Stated exercise :: For the data below, report the number of lines that contain the string "this" and nothing else.

Data to process ::
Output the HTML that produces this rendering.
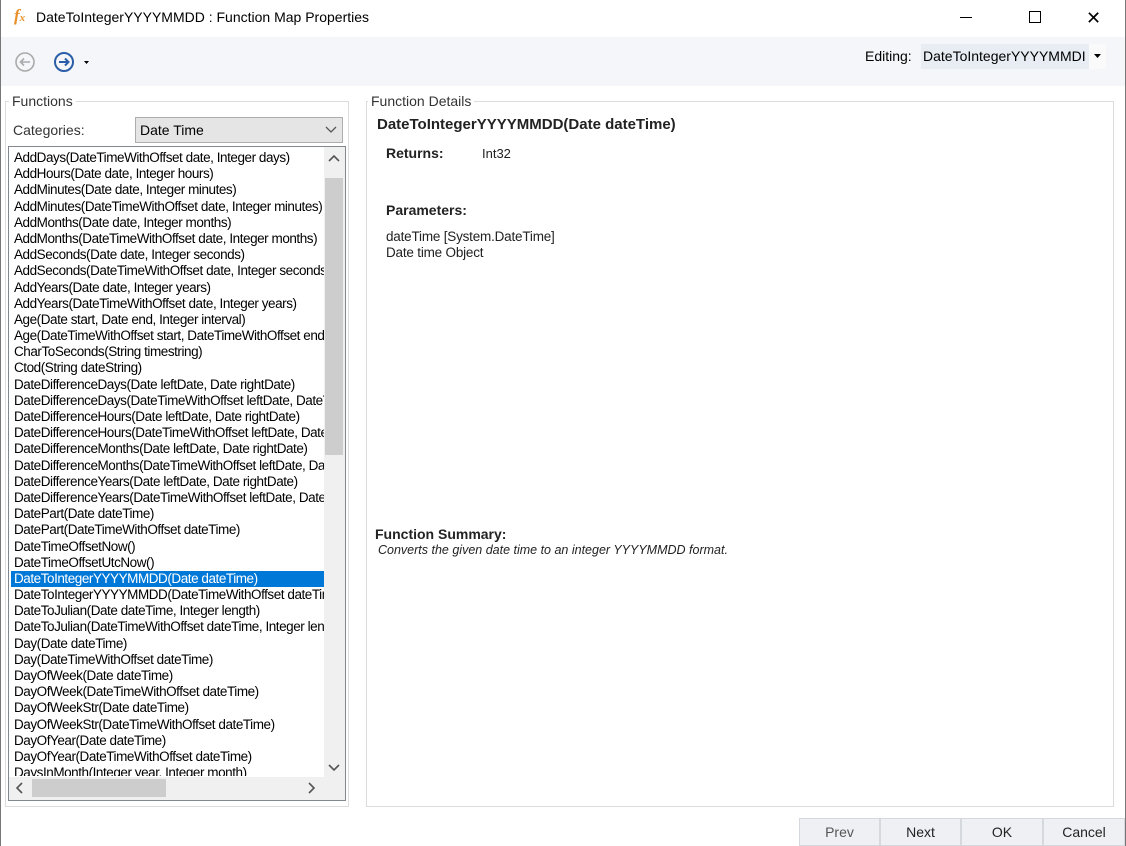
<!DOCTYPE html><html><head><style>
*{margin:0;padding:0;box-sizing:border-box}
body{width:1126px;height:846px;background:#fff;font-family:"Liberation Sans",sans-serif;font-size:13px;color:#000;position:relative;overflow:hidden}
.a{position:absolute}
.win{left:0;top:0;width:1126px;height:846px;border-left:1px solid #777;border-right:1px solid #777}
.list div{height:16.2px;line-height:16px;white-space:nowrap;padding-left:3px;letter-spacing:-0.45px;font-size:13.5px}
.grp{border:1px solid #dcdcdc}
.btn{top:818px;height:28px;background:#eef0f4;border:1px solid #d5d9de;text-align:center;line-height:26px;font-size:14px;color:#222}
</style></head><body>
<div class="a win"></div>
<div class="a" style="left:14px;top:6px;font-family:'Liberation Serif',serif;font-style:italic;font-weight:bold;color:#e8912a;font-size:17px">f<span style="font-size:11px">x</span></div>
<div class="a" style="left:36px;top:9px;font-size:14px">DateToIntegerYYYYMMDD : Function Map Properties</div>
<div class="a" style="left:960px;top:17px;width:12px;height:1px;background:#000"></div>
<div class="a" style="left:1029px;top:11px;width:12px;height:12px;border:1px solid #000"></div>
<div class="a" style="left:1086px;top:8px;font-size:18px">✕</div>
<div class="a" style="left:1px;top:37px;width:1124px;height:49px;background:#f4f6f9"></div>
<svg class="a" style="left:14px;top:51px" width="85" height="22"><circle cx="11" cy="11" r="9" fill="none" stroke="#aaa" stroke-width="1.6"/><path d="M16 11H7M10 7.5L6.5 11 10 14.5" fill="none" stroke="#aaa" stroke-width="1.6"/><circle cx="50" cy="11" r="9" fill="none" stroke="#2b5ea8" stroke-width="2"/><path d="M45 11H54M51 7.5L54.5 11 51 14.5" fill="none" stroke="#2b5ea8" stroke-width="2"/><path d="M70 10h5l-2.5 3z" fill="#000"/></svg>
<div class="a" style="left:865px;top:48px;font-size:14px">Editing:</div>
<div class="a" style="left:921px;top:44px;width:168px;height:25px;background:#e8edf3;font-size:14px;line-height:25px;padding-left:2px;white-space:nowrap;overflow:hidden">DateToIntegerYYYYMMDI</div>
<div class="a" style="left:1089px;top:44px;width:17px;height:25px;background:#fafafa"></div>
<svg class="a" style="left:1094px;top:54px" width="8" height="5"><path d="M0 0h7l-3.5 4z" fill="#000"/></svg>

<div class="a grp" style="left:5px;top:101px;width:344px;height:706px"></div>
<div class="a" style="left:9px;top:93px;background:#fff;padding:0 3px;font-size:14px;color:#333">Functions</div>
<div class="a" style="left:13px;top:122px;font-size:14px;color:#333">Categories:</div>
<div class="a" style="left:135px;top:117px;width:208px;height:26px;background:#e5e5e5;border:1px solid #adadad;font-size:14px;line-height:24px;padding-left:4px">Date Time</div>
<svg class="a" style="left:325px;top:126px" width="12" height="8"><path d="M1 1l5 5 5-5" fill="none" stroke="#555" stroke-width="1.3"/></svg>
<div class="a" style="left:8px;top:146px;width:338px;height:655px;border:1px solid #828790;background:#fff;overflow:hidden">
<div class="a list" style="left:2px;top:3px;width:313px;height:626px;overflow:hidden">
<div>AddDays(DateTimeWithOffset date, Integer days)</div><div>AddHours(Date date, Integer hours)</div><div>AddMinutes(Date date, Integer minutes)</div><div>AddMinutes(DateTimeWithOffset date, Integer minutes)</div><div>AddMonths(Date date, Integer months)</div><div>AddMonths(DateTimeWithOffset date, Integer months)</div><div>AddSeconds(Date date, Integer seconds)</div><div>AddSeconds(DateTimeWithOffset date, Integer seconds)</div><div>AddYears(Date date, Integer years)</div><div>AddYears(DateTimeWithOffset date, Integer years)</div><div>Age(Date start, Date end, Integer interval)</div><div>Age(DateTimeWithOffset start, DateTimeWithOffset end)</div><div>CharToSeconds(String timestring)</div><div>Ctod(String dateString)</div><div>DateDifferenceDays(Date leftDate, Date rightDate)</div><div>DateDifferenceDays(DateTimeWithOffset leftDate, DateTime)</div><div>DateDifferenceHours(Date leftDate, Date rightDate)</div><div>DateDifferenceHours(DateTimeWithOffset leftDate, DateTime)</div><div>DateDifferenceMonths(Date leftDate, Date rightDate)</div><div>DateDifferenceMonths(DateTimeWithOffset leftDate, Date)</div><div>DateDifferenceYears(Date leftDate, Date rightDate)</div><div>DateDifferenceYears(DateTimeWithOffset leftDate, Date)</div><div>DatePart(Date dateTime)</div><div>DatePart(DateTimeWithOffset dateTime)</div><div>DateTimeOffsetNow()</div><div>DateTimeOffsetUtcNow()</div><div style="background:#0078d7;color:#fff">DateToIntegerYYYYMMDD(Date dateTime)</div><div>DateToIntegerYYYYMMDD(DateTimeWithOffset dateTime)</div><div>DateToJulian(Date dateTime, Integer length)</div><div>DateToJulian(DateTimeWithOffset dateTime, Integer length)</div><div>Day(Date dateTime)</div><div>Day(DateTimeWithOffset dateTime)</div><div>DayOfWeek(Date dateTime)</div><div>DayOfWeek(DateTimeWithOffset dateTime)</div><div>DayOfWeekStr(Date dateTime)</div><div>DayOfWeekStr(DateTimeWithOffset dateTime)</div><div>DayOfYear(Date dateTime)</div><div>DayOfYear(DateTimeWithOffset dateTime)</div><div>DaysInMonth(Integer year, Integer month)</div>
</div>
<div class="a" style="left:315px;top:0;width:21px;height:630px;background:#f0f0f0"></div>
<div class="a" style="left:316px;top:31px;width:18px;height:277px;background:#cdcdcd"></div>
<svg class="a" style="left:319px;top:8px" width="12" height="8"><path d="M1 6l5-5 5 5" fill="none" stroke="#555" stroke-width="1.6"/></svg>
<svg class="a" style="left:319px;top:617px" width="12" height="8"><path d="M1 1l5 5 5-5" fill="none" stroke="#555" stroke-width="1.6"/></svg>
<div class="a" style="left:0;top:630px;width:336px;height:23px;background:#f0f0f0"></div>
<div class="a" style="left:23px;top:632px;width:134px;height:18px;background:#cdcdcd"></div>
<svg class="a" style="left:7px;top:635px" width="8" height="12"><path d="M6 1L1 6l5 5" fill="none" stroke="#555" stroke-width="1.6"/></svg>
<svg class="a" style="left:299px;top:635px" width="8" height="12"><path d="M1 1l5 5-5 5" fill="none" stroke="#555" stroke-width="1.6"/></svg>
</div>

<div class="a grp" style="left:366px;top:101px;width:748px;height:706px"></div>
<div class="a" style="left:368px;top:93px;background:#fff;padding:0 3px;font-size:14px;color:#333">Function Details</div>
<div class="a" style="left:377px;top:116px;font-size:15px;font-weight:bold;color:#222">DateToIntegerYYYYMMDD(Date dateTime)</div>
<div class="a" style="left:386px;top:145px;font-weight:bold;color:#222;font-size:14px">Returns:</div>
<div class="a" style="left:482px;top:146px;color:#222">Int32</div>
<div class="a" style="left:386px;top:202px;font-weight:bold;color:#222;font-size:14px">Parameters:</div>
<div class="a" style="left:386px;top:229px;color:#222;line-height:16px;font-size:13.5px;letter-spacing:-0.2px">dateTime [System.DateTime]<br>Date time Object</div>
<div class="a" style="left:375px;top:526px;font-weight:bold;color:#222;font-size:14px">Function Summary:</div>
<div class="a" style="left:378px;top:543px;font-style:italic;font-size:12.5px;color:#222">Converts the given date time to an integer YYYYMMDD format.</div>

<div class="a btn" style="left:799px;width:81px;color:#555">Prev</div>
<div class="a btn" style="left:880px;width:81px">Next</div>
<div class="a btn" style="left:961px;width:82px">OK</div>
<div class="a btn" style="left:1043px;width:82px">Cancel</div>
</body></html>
---
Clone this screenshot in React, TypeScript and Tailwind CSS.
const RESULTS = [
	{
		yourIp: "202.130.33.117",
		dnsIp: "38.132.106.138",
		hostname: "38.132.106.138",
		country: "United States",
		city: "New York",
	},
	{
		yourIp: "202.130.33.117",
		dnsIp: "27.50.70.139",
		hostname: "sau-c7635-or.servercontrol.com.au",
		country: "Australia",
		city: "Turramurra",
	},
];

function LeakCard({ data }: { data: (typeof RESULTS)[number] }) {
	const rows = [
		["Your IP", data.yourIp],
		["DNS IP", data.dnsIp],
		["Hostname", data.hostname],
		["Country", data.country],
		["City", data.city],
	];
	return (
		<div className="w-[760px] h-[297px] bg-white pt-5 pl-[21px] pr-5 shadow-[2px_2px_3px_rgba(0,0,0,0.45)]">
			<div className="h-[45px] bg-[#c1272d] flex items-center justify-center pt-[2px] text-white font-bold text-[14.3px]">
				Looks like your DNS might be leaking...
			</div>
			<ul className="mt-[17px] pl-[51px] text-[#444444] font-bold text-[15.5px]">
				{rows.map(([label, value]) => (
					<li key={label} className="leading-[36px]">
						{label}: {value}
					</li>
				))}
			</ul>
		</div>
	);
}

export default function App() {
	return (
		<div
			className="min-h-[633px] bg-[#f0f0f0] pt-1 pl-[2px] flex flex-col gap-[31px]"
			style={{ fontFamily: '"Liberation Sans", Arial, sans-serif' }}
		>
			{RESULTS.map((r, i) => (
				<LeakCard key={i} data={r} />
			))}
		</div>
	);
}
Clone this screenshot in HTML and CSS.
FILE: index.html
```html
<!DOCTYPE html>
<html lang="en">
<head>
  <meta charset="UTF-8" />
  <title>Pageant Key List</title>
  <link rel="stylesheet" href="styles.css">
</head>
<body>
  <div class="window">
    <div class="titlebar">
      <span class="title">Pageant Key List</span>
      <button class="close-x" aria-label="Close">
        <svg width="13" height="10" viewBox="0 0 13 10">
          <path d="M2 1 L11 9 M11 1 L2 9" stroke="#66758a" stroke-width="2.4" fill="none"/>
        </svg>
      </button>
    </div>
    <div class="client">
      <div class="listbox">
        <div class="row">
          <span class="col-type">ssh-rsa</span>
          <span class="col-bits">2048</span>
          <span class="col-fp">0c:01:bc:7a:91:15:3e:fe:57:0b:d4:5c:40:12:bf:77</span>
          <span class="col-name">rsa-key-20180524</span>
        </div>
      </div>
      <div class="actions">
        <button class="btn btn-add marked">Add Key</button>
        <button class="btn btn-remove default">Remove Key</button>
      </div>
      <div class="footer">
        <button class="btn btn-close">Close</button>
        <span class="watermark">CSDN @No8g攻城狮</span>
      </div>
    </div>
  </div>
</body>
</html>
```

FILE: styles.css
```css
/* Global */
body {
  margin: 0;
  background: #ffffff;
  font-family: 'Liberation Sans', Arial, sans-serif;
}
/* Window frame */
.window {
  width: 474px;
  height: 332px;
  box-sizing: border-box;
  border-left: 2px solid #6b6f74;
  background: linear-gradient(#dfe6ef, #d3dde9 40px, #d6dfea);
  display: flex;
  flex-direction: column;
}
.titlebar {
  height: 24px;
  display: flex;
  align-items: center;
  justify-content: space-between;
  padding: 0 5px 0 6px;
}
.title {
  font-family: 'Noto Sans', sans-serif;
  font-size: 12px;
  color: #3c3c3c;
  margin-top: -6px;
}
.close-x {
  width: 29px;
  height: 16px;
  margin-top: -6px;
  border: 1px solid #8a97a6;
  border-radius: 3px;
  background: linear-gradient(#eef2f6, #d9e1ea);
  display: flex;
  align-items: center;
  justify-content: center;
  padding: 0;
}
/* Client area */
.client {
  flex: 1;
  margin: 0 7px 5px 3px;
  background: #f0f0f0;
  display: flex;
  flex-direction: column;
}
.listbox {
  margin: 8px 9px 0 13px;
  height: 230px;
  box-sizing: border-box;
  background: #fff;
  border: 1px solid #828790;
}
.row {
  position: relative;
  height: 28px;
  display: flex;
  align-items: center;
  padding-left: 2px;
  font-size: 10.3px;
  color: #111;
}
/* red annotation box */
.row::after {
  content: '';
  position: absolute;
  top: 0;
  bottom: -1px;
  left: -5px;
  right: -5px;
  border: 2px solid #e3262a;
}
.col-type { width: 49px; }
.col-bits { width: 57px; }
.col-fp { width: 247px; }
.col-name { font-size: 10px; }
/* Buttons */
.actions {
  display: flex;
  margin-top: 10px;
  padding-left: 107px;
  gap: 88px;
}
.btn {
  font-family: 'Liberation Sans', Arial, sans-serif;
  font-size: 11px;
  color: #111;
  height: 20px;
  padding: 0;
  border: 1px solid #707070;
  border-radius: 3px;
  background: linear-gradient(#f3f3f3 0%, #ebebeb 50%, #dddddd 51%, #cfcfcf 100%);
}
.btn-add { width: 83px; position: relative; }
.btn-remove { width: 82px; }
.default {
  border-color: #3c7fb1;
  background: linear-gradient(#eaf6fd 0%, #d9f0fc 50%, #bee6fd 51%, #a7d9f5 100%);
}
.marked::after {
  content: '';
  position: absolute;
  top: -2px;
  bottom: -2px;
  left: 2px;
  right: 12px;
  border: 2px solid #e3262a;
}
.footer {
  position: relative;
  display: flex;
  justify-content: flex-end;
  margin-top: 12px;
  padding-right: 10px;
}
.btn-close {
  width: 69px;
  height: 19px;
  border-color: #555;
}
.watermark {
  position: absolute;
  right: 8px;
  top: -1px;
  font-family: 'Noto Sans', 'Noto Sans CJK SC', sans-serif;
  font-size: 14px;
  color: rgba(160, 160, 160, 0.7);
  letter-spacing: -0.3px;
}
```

Full output :: 3